Fitness to Practise

Health Inquiry Process

The health inquiry process is set out under sections 57-69 of Health Professions Procedural Code (“Code”) being Schedule 2 to the Regulated Health Professions Act, 1991.

The health inquiry process can be commenced the following two ways:

  • Information that comes to the attention of the College (e.g. via mandatory report from an employer) suggesting that a registrant may be incapacitated is brought to the attention of the Registrar of the College. If the Registrar believes the registrant may be incapacitated, the Registrar must, under section 57 of the Code, make inquiries he or she considers appropriate. The results of these inquiries must be reported to the Health Inquiry Panel of the Inquiries Complaints and Reports Committee (ICRC); or
  • A panel of the ICRC investigating a complaint or considering a report under section 26 of the Code may refer a registrant to a Health Inquiry Panel under section 58 of the Code for incapacity proceedings

After conducting certain inquiries into a registrant’s health, which may include requiring the registrant to undergo an independent medical examination, the Health Inquiry Panel may refer a matter to the Fitness to Practise Committee for incapacity proceedings.
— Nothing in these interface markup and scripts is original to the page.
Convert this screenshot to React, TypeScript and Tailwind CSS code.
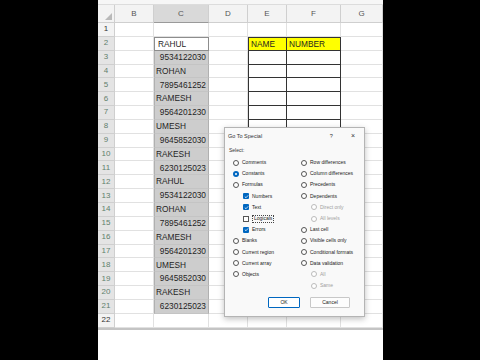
import React from 'react'

const cols = [17, 39, 55, 39, 39, 54, 42]
const letters = ['', 'B', 'C', 'D', 'E', 'F', 'G']

const colC: Record<number, string> = {
  2: 'RAHUL',
  3: '9534122030',
  4: 'ROHAN',
  5: '7895461252',
  6: 'RAMESH',
  7: '9564201230',
  8: 'UMESH',
  9: '9645852030',
  10: 'RAKESH',
  11: '6230125023',
  12: 'RAHUL',
  13: '9534122030',
  14: 'ROHAN',
  15: '7895461252',
  16: 'RAMESH',
  17: '9564201230',
  18: 'UMESH',
  19: '9645852030',
  20: 'RAKESH',
  21: '6230125023',
}

function Radio({ on, off }: { on?: boolean; off?: boolean }) {
  if (on) {
    return (
      <span className="w-[6px] h-[6px] rounded-full bg-[#0067c0] flex items-center justify-center shrink-0">
        <span className="w-[2px] h-[2px] rounded-full bg-white" />
      </span>
    )
  }
  return (
    <span
      className={`w-[6px] h-[6px] rounded-full border-[0.6px] bg-white shrink-0 ${
        off ? 'border-[#bbb]' : 'border-[#555]'
      }`}
    />
  )
}

function Check({ on }: { on?: boolean }) {
  if (!on) return <span className="w-[6px] h-[6px] border-[0.6px] border-[#555] bg-white shrink-0" />
  return (
    <span className="w-[6px] h-[6px] rounded-[1px] bg-[#0067c0] shrink-0 flex items-center justify-center">
      <svg viewBox="0 0 6 6" className="w-[5px] h-[5px]">
        <path d="M1 3.2 L2.4 4.5 L5 1.6" stroke="white" strokeWidth="0.9" fill="none" />
      </svg>
    </span>
  )
}

type Item = { label: string; kind: 'r' | 'c'; on?: boolean; off?: boolean; indent?: boolean; focus?: boolean }

const leftItems: Item[] = [
  { label: 'Comments', kind: 'r' },
  { label: 'Constants', kind: 'r', on: true },
  { label: 'Formulas', kind: 'r' },
  { label: 'Numbers', kind: 'c', on: true, indent: true },
  { label: 'Text', kind: 'c', on: true, indent: true },
  { label: 'Logicals', kind: 'c', indent: true, focus: true },
  { label: 'Errors', kind: 'c', on: true, indent: true },
  { label: 'Blanks', kind: 'r' },
  { label: 'Current region', kind: 'r' },
  { label: 'Current array', kind: 'r' },
  { label: 'Objects', kind: 'r' },
]

const rightItems: Item[] = [
  { label: 'Row differences', kind: 'r' },
  { label: 'Column differences', kind: 'r' },
  { label: 'Precedents', kind: 'r' },
  { label: 'Dependents', kind: 'r' },
  { label: 'Direct only', kind: 'r', off: true, indent: true },
  { label: 'All levels', kind: 'r', off: true, indent: true },
  { label: 'Last cell', kind: 'r' },
  { label: 'Visible cells only', kind: 'r' },
  { label: 'Conditional formats', kind: 'r' },
  { label: 'Data validation', kind: 'r' },
  { label: 'All', kind: 'r', off: true, indent: true },
  { label: 'Same', kind: 'r', off: true, indent: true },
]

function DialogRow({ it }: { it: Item }) {
  return (
    <div className={`h-[11.2px] flex items-center gap-[3px] ${it.indent ? 'pl-[10px]' : ''}`}>
      {it.kind === 'r' ? <Radio on={it.on} off={it.off} /> : <Check on={it.on} />}
      {it.focus ? (
        <span className="leading-none text-[#222] border border-dotted border-[#444] px-[1px] py-[0.5px]">
          {it.label}
        </span>
      ) : (
        <span className={`leading-none ${it.off ? 'text-[#a0a0a0]' : 'text-[#222]'}`}>{it.label}</span>
      )}
    </div>
  )
}

function GoToSpecial() {
  return (
    <div className="absolute left-[126px] top-[127px] w-[141px] h-[190px] bg-[#f9f9f9] border border-[#b4b4b4] shadow-[0_2px_6px_rgba(0,0,0,0.25)] text-[5px] flex flex-col">
      <div className="h-[17px] flex items-center pl-[3px] pr-[9px] text-[#333] text-[5.5px]">
        <span>Go To Special</span>
        <span className="ml-auto">?</span>
        <span className="ml-[18px] text-[7px]">×</span>
      </div>
      <div className="h-[12px] flex items-center pl-[4px] text-[#333]">Select:</div>
      <div className="flex pl-[8px]">
        <div className="w-[68px] flex flex-col">
          {leftItems.map((it) => (
            <DialogRow key={it.label} it={it} />
          ))}
        </div>
        <div className="flex flex-col">
          {rightItems.map((it) => (
            <DialogRow key={it.label} it={it} />
          ))}
        </div>
      </div>
      <div className="flex justify-end gap-[10px] pr-[14px] mt-[6px]">
        <div className="w-[32px] h-[11px] border border-[#0067c0] bg-white rounded-[1px] flex items-center justify-center text-[#222]">
          OK
        </div>
        <div className="w-[40px] h-[11px] border border-[#c8c8c8] bg-[#fdfdfd] rounded-[1px] flex items-center justify-center text-[#222]">
          Cancel
        </div>
      </div>
    </div>
  )
}

function cellClass(r: number, c: number) {
  const base = 'h-full shrink-0 flex items-center overflow-hidden whitespace-nowrap'
  if (c === 0) {
    const sel = r >= 2 && r <= 21
    return `${base} justify-center border-r border-b border-[#cfcfcf] ${
      sel ? 'bg-[#e4e4e4] text-[#5f7f6c]' : 'bg-[#f3f3f3] text-[#333]'
    }`
  }
  if (c === 2) {
    if (r === 2) return `${base} bg-white border border-[#8d8d8d] pl-[2px]`
    if (r >= 3 && r <= 21) return `${base} bg-[#cdcdcd] border-b border-[#c4c4c4] border-l border-l-[#b0b0b0] border-r border-r-[#b0b0b0]`
  }
  if ((c === 4 || c === 5) && r >= 2 && r <= 10) {
    const yellow = r === 2 ? 'bg-[#ffff00]' : 'bg-white'
    const left = c === 4 ? 'border-l border-l-[#333]' : ''
    const top = r === 2 ? 'border-t border-t-[#333]' : ''
    return `${base} ${yellow} ${left} ${top} border-r border-r-[#333] border-b border-b-[#333] pl-[2px]`
  }
  return `${base} bg-white border-r border-b border-[#e1e1e1]`
}

export default function App() {
  const rows = Array.from({ length: 22 }, (_, i) => i + 1)
  return (
    <div className="w-[480px] h-[360px] bg-black flex overflow-hidden font-['Liberation_Sans',Arial,sans-serif]">
      <div className="w-[98px] shrink-0" />
      <div className="w-[285px] shrink-0 bg-white relative flex flex-col">
        <div className="h-[5px] bg-[#f6f6f6] border-b border-[#dcdcdc]" />
        <div className="h-[18px] flex">
          {cols.map((w, c) => (
            <div
              key={c}
              style={{ width: w }}
              className={`h-full shrink-0 flex items-center justify-center text-[8px] border-r border-b border-[#cfcfcf] ${
                c === 2 ? 'bg-[#d9d9d9] text-[#555] border-b-[#9a9a9a]' : 'bg-[#f3f3f3] text-[#555]'
              }`}
            >
              {c === 0 ? (
                <span className="self-end ml-auto mr-[2px] mb-[2px] w-0 h-0 border-l-[7px] border-l-transparent border-b-[7px] border-b-[#b9b9b9]" />
              ) : (
                letters[c]
              )}
            </div>
          ))}
        </div>
        {rows.map((r) => (
          <div key={r} className="h-[13.85px] flex text-[8.3px] text-[#1f1f1f]">
            {cols.map((w, c) => {
              let content: React.ReactNode = null
              if (c === 0) content = <span className="text-[8px]">{r}</span>
              if (c === 2 && colC[r]) {
                const isNum = /\d/.test(colC[r])
                content = isNum ? (
                  <span className="ml-auto pr-[2px]">{colC[r]}</span>
                ) : (
                  <span className="pl-[1px]">{colC[r]}</span>
                )
              }
              if (r === 2 && c === 4) content = 'NAME'
              if (r === 2 && c === 5) content = 'NUMBER'
              return (
                <div key={c} style={{ width: w }} className={cellClass(r, c)}>
                  {content}
                </div>
              )
            })}
          </div>
        ))}
        <div className="h-[2px] bg-[#c4c4c4]" />
        <div className="flex-1 bg-white" />
        <GoToSpecial />
      </div>
      <div className="flex-1" />
    </div>
  )
}
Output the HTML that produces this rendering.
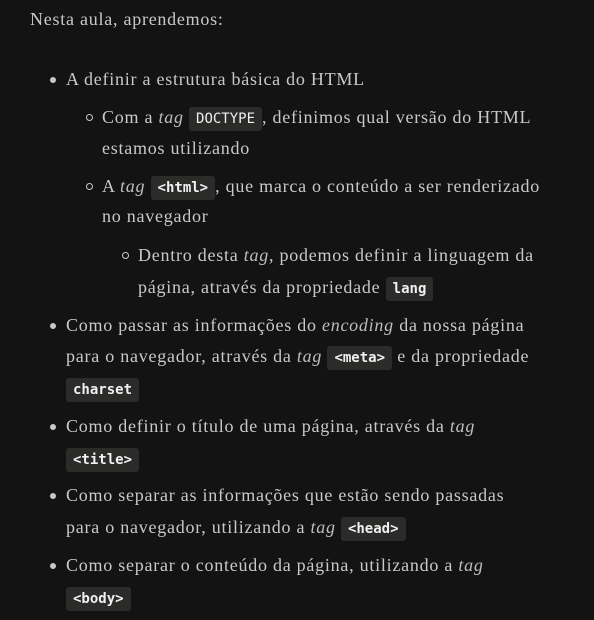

Incapacity Proceedings Before the Fitness to Practise Committee

Following a referral from a Health Inquiry Panel, the Fitness of Practise Committee may hold a hearing to determine whether a registrant is incapacitated, and if so what terms, conditions or limitations should be placed on the registrant’s certificate of registration.

In many cases, the referral may be resolved in through a written process. The registrant would enter into an agreement with the College, stating that they are incapacitated and agreeing to specific terms, conditions, or limitations on their practice (such as abiding by a monitoring contract).

If a registrant has been referred to the Fitness to Practise Committee regarding a possible incapacity, or if a registrant’s ability to practise has been restricted further to a finding of incapacity, that information is available through the Public Register.

Unlike disciplinary proceedings, incapacity proceedings are not public. Incapacity proceedings are strictly confidential and are intended to help the registrant regain their health while ensuring the public is protected from unsafe practice. Incapacity proceedings determine suitable restrictions and conditions on the registrant’s certificate of registration that are designed to enable the registrant to return to practise in a way that supports his or her recovery while helping to detect and prevent possible relapses.